I think it's worth asking what Obama and Cheney are really arguing about, because the exchanges have been somewhat vague. This is what Cheney said a few weeks ago:
When you go back to the law enforcement mode, which I sense is what they're doing, closing Guantanamo and so forth, that they are very much giving up that center of attention and focus that's required, and that concept of military threat that is essential if you're going to successfully defend the nation against further attacks.
This is, on it's face, hard to square with what the Obama administration has done so far. Whatever the Obama administration's final decisions on detainee policy, they won't be rescinding the military's authority to detain combatants in a war zone. Thus far, they've maintained a wide detention authority and upheld the Bush policy of treating the entire world as the battlefield in the war on terrorism, which means that terrorist suspects will be treated as "enemy combatants" (even if they're not referred to as such) and subject to the approach outlined in the AUMF rather than the criminal justice system. They Obama administration may eventually move to treating terror suspects captured outside the zone of active combat as criminals, but there's no evidence yet that they're doing that.
Meanwhile, Obama offered a response on 60 Minutes yesterday:
Well, I think we're going to have to figure out a mechanism to make sure that they not released and do us harm. But-- do so in a way that is consistent with both our traditions, sense of due process, international law. But this is-- this is the legacy that's been left behind. And, you know, I'm surprised that-- the Vice President is eager-- to defend-- a legacy that was unsustainable.
[...]
I fundamentally disagree with Dick Cheney. Not surprisingly. You know, I think that-- Vice President Cheney has been-- at the head of a-- movement whose notion is somehow that we can't reconcile our core values, our Constitution, our belief that we don't torture, with our national security interests. I think he's drawing the l-- wrong lesson from history.
As I said above, there's no indication, beyond rhetoric, that the Obama administration is moving to a "law enforcement" approach to dealing with terrorism as of yet, and some evidence they're doing the opposite. So what is Obama referring to when he talks about consistency with American traditions and international law? What are Obama and Cheney really arguing about?
It seems fairly obvious to me that the former vice president and the current president are arguing about torture and interrogation procedures, simply by process of elimination.

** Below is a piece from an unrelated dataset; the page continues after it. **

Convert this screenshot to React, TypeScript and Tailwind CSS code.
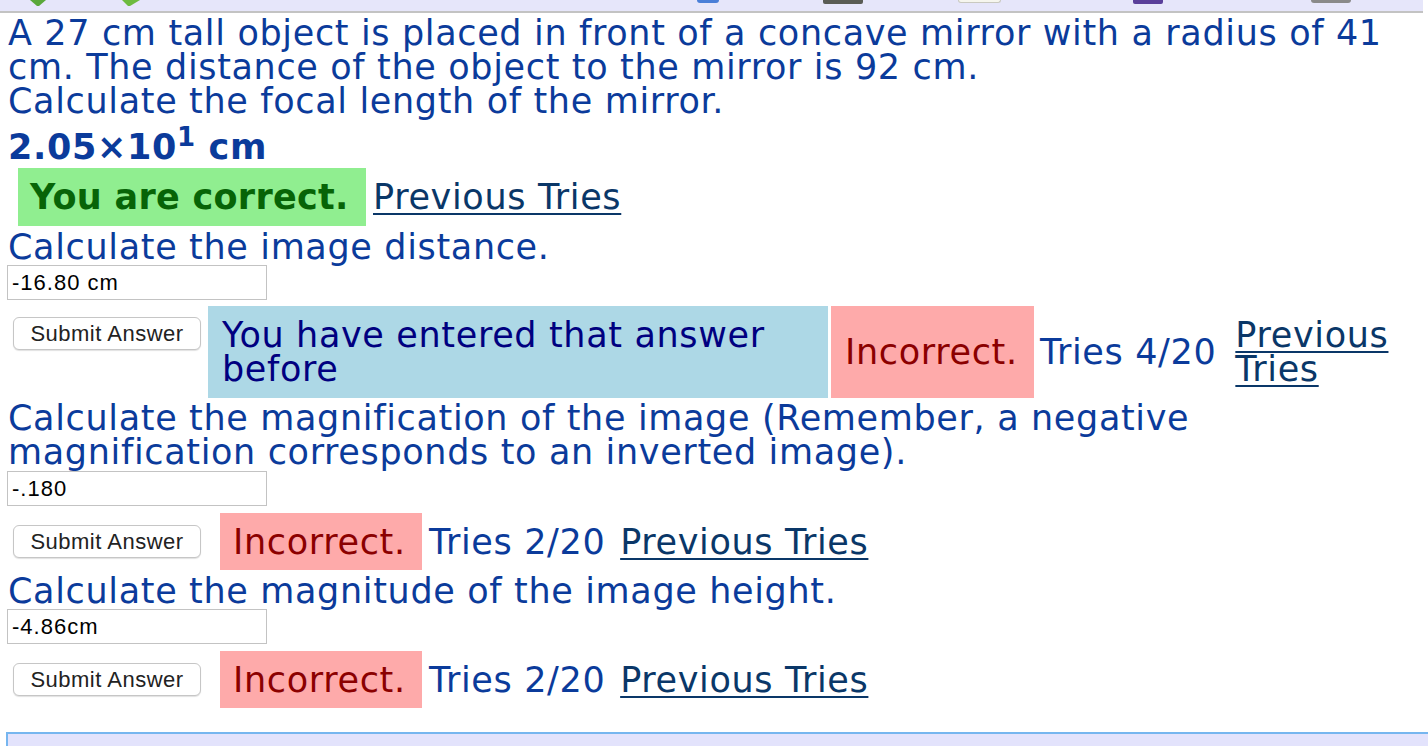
const textBlue = "text-[#0b3b9b]";

function SubmitButton({ className = "" }: { className?: string }) {
  return (
    <button
      className={`ml-[13px] h-[33px] w-[188px] shrink-0 rounded-[6px] border border-[#c6c6c6] bg-white font-['Liberation_Sans',Arial,sans-serif] text-[22px] leading-none tracking-[0.5px] text-[#222] shadow-[0_1px_1px_rgba(0,0,0,0.12)] ${className}`}
    >
      Submit Answer
    </button>
  );
}

function AnswerInput({ value }: { value: string }) {
  return (
    <input
      readOnly
      value={value}
      className="ml-[7px] block h-[35px] w-[260px] border border-[#c3c3c3] bg-white px-[4px] font-['Liberation_Sans',Arial,sans-serif] text-[22px] tracking-[1px] text-black outline-none"
    />
  );
}

function PrevTries() {
  return (
    <a href="#" className="text-[#0a3768] underline decoration-[2px] underline-offset-[4px]">
      Previous Tries
    </a>
  );
}

function IncorrectRow({ tries }: { tries: string }) {
  return (
    <div className="flex h-[57px] items-stretch">
      <SubmitButton className="self-center" />
      <div className="ml-[19px] flex w-[202px] items-center bg-[#feaaaa] px-[13px] text-[#8b0000]">
        Incorrect.
      </div>
      <div className={`ml-[7px] self-center whitespace-nowrap ${textBlue}`}>
        Tries {tries}{" "}
        <span className="ml-[3px]">
          <PrevTries />
        </span>
      </div>
    </div>
  );
}

function Toolbar() {
  return (
    <div className="flex h-[13px] w-[1423px] items-start overflow-hidden border-b-2 border-[#c3c3c3] bg-[#e6e6fa]">
      <svg className="ml-[30px]" width="16" height="6" viewBox="0 0 16 6">
        <polygon points="0,0 16,0 9,6 7,6" fill="#5aa83a" />
      </svg>
      <svg className="ml-[76px]" width="18" height="6" viewBox="0 0 18 6">
        <polygon points="0,0 18,0 8,6 6,6" fill="#6dbb3f" />
      </svg>
      <div className="ml-[557px] h-[3px] w-[22px] rounded-b-full bg-[#4a7fd8]" />
      <div className="ml-[104px] h-[4px] w-[40px] rounded-b-[2px] bg-[#5a5c55]" />
      <div className="ml-[95px] h-[3px] w-[43px] rounded-b-[3px] border border-t-0 border-[#c9c9c0] bg-[#f6f6ee]" />
      <div className="ml-[132px] h-[4px] w-[30px] rounded-b-[2px] bg-[#5a3f9a]" />
      <div className="ml-[148px] h-[3px] w-[40px] rounded-b-full bg-[#8a8a8a]" />
    </div>
  );
}

export default function App() {
  return (
    <div className="h-[746px] w-[1428px] overflow-hidden bg-white font-['DejaVu_Sans',Verdana,sans-serif] text-[35px] leading-[34px] tracking-[0.65px]">
      <Toolbar />

      <p className={`mt-[3px] ml-[8px] whitespace-nowrap ${textBlue}`}>
        A 27 cm tall object is placed in front of a concave mirror with a radius of 41
        <br />
        cm. The distance of the object to the mirror is 92 cm.
        <br />
        Calculate the focal length of the mirror.
      </p>

      <p className={`mt-[12px] ml-[8px] font-bold ${textBlue}`}>
        2.05×10<sup className="text-[26px]">1</sup> cm
      </p>

      <div className="mt-[4px] flex items-baseline">
        <div className="ml-[18px] flex h-[58px] w-[348px] items-center whitespace-nowrap bg-[#90ee90] px-[12px] font-bold tracking-[0.3px] text-[#076407]">
          You are correct.
        </div>
        <span className="ml-[7px]">
          <PrevTries />
        </span>
      </div>

      <p className={`mt-[4px] ml-[8px] ${textBlue}`}>Calculate the image distance.</p>
      <div className="mt-[1px]">
        <AnswerInput value="-16.80 cm" />
      </div>

      <div className="mt-[6px] flex h-[92px] items-stretch">
        <SubmitButton className="mt-[11px] self-start" />
        <div className="ml-[7px] w-[620px] bg-[#add8e6] px-[14px] py-[12px] text-[#000080]">
          You have entered that answer before
        </div>
        <div className="ml-[3px] flex w-[203px] items-center bg-[#feaaaa] px-[14px] text-[#8b0000]">
          Incorrect.
        </div>
        <div className={`ml-[6px] self-center whitespace-nowrap ${textBlue}`}>Tries 4/20</div>
        <a
          href="#"
          className="ml-[19px] self-center text-[#0a3768] underline decoration-[2px] underline-offset-[4px]"
        >
          Previous
          <br />
          Tries
        </a>
      </div>

      <p className={`mt-[3px] ml-[8px] whitespace-nowrap ${textBlue}`}>
        Calculate the magnification of the image (Remember, a negative
        <br />
        magnification corresponds to an inverted image).
      </p>
      <div className="mt-[2px]">
        <AnswerInput value="-.180" />
      </div>
      <div className="mt-[7px]">
        <IncorrectRow tries="2/20" />
      </div>

      <p className={`mt-[4px] ml-[8px] ${textBlue}`}>Calculate the magnitude of the image height.</p>
      <div className="mt-[1px]">
        <AnswerInput value="-4.86cm" />
      </div>
      <div className="mt-[7px]">
        <IncorrectRow tries="2/20" />
      </div>

      <div className="mt-[24px] ml-[6px] h-[40px] w-[1440px] border-2 border-[#76b6ef] bg-[#e3e3fc]" />
    </div>
  );
}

What's been unfolding before our eyes is essentially an argument about whether or not the United States can continue to torture terrorism suspects. The "concept of military threat" that Cheney is referring to is the same concept that, in his view, justified America's turn to the "dark side." The fundamental departure that Obama has made from the prior administration thus far is binding all agents of the government to interrogation procedures outlined in the Army Field Manual and closing the black sites, so it's hard to assume he can really be talking about anything else. Obama's response also seems to assume that Cheney, when he refers to abandoning the "concept of military threat" is talking about abandoning those interrogation policies "justified" by the threat of terrorism.
Obama and Cheney have been arguing over whether the United States should torture in the public eye for the past two weeks. Because of the former vice president's use of euphemism, that wasn't entirely clear at first.
UPDATE: Greg Sargent notes that Obama seems to have come "awfully close to directly accusing Cheney of torture."